**TASK:**
Quote the listing in full, exactly as given, minus any pictures.

**GIVEN INFORMATION:**
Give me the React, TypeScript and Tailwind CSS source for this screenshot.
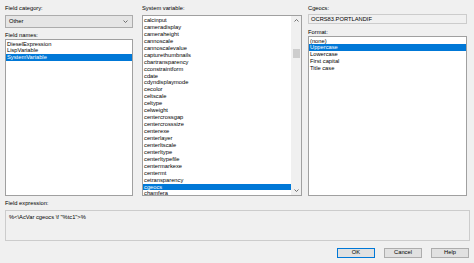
const fieldNames = ["DieselExpression", "LispVariable", "SystemVariable"];

const sysVars = [
  "calcinput",
  "cameradisplay",
  "cameraheight",
  "cannoscale",
  "cannoscalevalue",
  "capturethumbnails",
  "cbartransparency",
  "cconstraintform",
  "cdate",
  "cdyndisplaymode",
  "cecolor",
  "celtscale",
  "celtype",
  "celweight",
  "centercrossgap",
  "centercrosssize",
  "centerexe",
  "centerlayer",
  "centerltscale",
  "centerltype",
  "centerltypefile",
  "centermarkexe",
  "centermt",
  "cetransparency",
  "cgeocs",
  "chamfera",
];

const formats = ["(none)", "Uppercase", "Lowercase", "First capital", "Title case"];

const Chevron = ({ up }: { up?: boolean }) => (
  <svg width="5" height="3" viewBox="0 0 5 3" className="block">
    <path
      d={up ? "M0.5 2.5 L2.5 0.5 L4.5 2.5" : "M0.5 0.5 L2.5 2.5 L4.5 0.5"}
      fill="none"
      stroke="#606060"
      strokeWidth="0.9"
    />
  </svg>
);

const Item = ({ text, selected }: { text: string; selected?: boolean }) => (
  <div
    className={`h-[6.95px] leading-[6.95px] pl-[1px] whitespace-nowrap ${
      selected ? "bg-[#0078d7] text-white" : ""
    }`}
  >
    {text}
  </div>
);

const Label = ({ text }: { text: string }) => (
  <div className="h-[7px] leading-[7px] whitespace-nowrap">{text}</div>
);

const App = () => {
  return (
    <div className="w-[474px] h-[263px] bg-[#f0f0f0] text-[5.75px] text-black overflow-hidden font-['Liberation_Sans',Arial,sans-serif]">
      <div className="flex pt-[5px] pl-[5px]">
        {/* left column */}
        <div className="w-[128px] flex flex-col">
          <Label text="Field category:" />
          <div className="mt-[3px] h-[13px] bg-[#e5e5e5] border border-[#acacac] flex items-center justify-between pl-[3px] pr-[4px]">
            <span>Other</span>
            <Chevron />
          </div>
          <div className="mt-[4px]">
            <Label text="Field names:" />
          </div>
          <div className="h-[157px] bg-white border border-[#a0a0a0] pt-[0.5px]">
            {fieldNames.map((n) => (
              <Item key={n} text={n} selected={n === "SystemVariable"} />
            ))}
          </div>
        </div>

        {/* middle column */}
        <div className="ml-[9px] w-[160px] flex flex-col">
          <Label text="System variable:" />
          <div className="mt-[3px] h-[181px] bg-white border border-[#a0a0a0] flex">
            <div className="flex-1 pt-[1px]">
              {sysVars.map((n) => (
                <Item key={n} text={n} selected={n === "cgeocs"} />
              ))}
            </div>
            <div className="w-[10px] bg-[#f0f0f0] flex flex-col items-center">
              <div className="h-[9px] flex items-center justify-center">
                <Chevron up />
              </div>
              <div className="mt-[24px] w-[7px] h-[9px] bg-[#cdcdcd]" />
              <div className="flex-1" />
              <div className="h-[9px] flex items-center justify-center">
                <Chevron />
              </div>
            </div>
          </div>
        </div>

        {/* right column */}
        <div className="ml-[6px] w-[159px] flex flex-col">
          <Label text="Cgeocs:" />
          <div className="mt-[2px] h-[10px] bg-[#f0f0f0] border border-[#cccccc] flex items-center pl-[2px]">
            OCRS83.PORTLANDIF
          </div>
          <div className="mt-[5px]">
            <Label text="Format:" />
          </div>
          <div className="h-[160px] bg-white border border-[#a0a0a0] pt-[0.5px]">
            {formats.map((n) => (
              <Item key={n} text={n} selected={n === "Uppercase"} />
            ))}
          </div>
        </div>
      </div>

      <div className="pl-[5px] mt-[4px]">
        <Label text="Field expression:" />
        <div className="mt-[3px] w-[465px] h-[31px] border border-[#cccccc] bg-[#f0f0f0] pl-[3px] pt-[3px] leading-[7px]">
          {'%<\\AcVar cgeocs \\f "%tc1">%'}
        </div>
      </div>

      <div className="flex justify-end gap-[9px] pr-[5px] mt-[7px]">
        <button className="w-[38px] h-[10px] bg-[#e1e1e1] border border-[#0078d7] leading-none">OK</button>
        <button className="w-[38px] h-[10px] bg-[#e1e1e1] border border-[#adadad] leading-none">Cancel</button>
        <button className="w-[38px] h-[10px] bg-[#e1e1e1] border border-[#adadad] leading-none">Help</button>
      </div>
    </div>
  );
};

export default App;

**THE REPLY:**
Give me the React, TypeScript and Tailwind CSS source for this screenshot.
const fieldNames = ["DieselExpression", "LispVariable", "SystemVariable"];

const sysVars = [
  "calcinput",
  "cameradisplay",
  "cameraheight",
  "cannoscale",
  "cannoscalevalue",
  "capturethumbnails",
  "cbartransparency",
  "cconstraintform",
  "cdate",
  "cdyndisplaymode",
  "cecolor",
  "celtscale",
  "celtype",
  "celweight",
  "centercrossgap",
  "centercrosssize",
  "centerexe",
  "centerlayer",
  "centerltscale",
  "centerltype",
  "centerltypefile",
  "centermarkexe",
  "centermt",
  "cetransparency",
  "cgeocs",
  "chamfera",
];

const formats = ["(none)", "Uppercase", "Lowercase", "First capital", "Title case"];

const Chevron = ({ up }: { up?: boolean }) => (
  <svg width="5" height="3" viewBox="0 0 5 3" className="block">
    <path
      d={up ? "M0.5 2.5 L2.5 0.5 L4.5 2.5" : "M0.5 0.5 L2.5 2.5 L4.5 0.5"}
      fill="none"
      stroke="#606060"
      strokeWidth="0.9"
    />
  </svg>
);

const Item = ({ text, selected }: { text: string; selected?: boolean }) => (
  <div
    className={`h-[6.95px] leading-[6.95px] pl-[1px] whitespace-nowrap ${
      selected ? "bg-[#0078d7] text-white" : ""
    }`}
  >
    {text}
  </div>
);

const Label = ({ text }: { text: string }) => (
  <div className="h-[7px] leading-[7px] whitespace-nowrap">{text}</div>
);

const App = () => {
  return (
    <div className="w-[474px] h-[263px] bg-[#f0f0f0] text-[5.75px] text-black overflow-hidden font-['Liberation_Sans',Arial,sans-serif]">
      <div className="flex pt-[5px] pl-[5px]">
        {/* left column */}
        <div className="w-[128px] flex flex-col">
          <Label text="Field category:" />
          <div className="mt-[3px] h-[13px] bg-[#e5e5e5] border border-[#acacac] flex items-center justify-between pl-[3px] pr-[4px]">
            <span>Other</span>
            <Chevron />
          </div>
          <div className="mt-[4px]">
            <Label text="Field names:" />
          </div>
          <div className="h-[157px] bg-white border border-[#a0a0a0] pt-[0.5px]">
            {fieldNames.map((n) => (
              <Item key={n} text={n} selected={n === "SystemVariable"} />
            ))}
          </div>
        </div>

        {/* middle column */}
        <div className="ml-[9px] w-[160px] flex flex-col">
          <Label text="System variable:" />
          <div className="mt-[3px] h-[181px] bg-white border border-[#a0a0a0] flex">
            <div className="flex-1 pt-[1px]">
              {sysVars.map((n) => (
                <Item key={n} text={n} selected={n === "cgeocs"} />
              ))}
            </div>
            <div className="w-[10px] bg-[#f0f0f0] flex flex-col items-center">
              <div className="h-[9px] flex items-center justify-center">
                <Chevron up />
              </div>
              <div className="mt-[24px] w-[7px] h-[9px] bg-[#cdcdcd]" />
              <div className="flex-1" />
              <div className="h-[9px] flex items-center justify-center">
                <Chevron />
              </div>
            </div>
          </div>
        </div>

        {/* right column */}
        <div className="ml-[6px] w-[159px] flex flex-col">
          <Label text="Cgeocs:" />
          <div className="mt-[2px] h-[10px] bg-[#f0f0f0] border border-[#cccccc] flex items-center pl-[2px]">
            OCRS83.PORTLANDIF
          </div>
          <div className="mt-[5px]">
            <Label text="Format:" />
          </div>
          <div className="h-[160px] bg-white border border-[#a0a0a0] pt-[0.5px]">
            {formats.map((n) => (
              <Item key={n} text={n} selected={n === "Uppercase"} />
            ))}
          </div>
        </div>
      </div>

      <div className="pl-[5px] mt-[4px]">
        <Label text="Field expression:" />
        <div className="mt-[3px] w-[465px] h-[31px] border border-[#cccccc] bg-[#f0f0f0] pl-[3px] pt-[3px] leading-[7px]">
          {'%<\\AcVar cgeocs \\f "%tc1">%'}
        </div>
      </div>

      <div className="flex justify-end gap-[9px] pr-[5px] mt-[7px]">
        <button className="w-[38px] h-[10px] bg-[#e1e1e1] border border-[#0078d7] leading-none">OK</button>
        <button className="w-[38px] h-[10px] bg-[#e1e1e1] border border-[#adadad] leading-none">Cancel</button>
        <button className="w-[38px] h-[10px] bg-[#e1e1e1] border border-[#adadad] leading-none">Help</button>
      </div>
    </div>
  );
};

export default App;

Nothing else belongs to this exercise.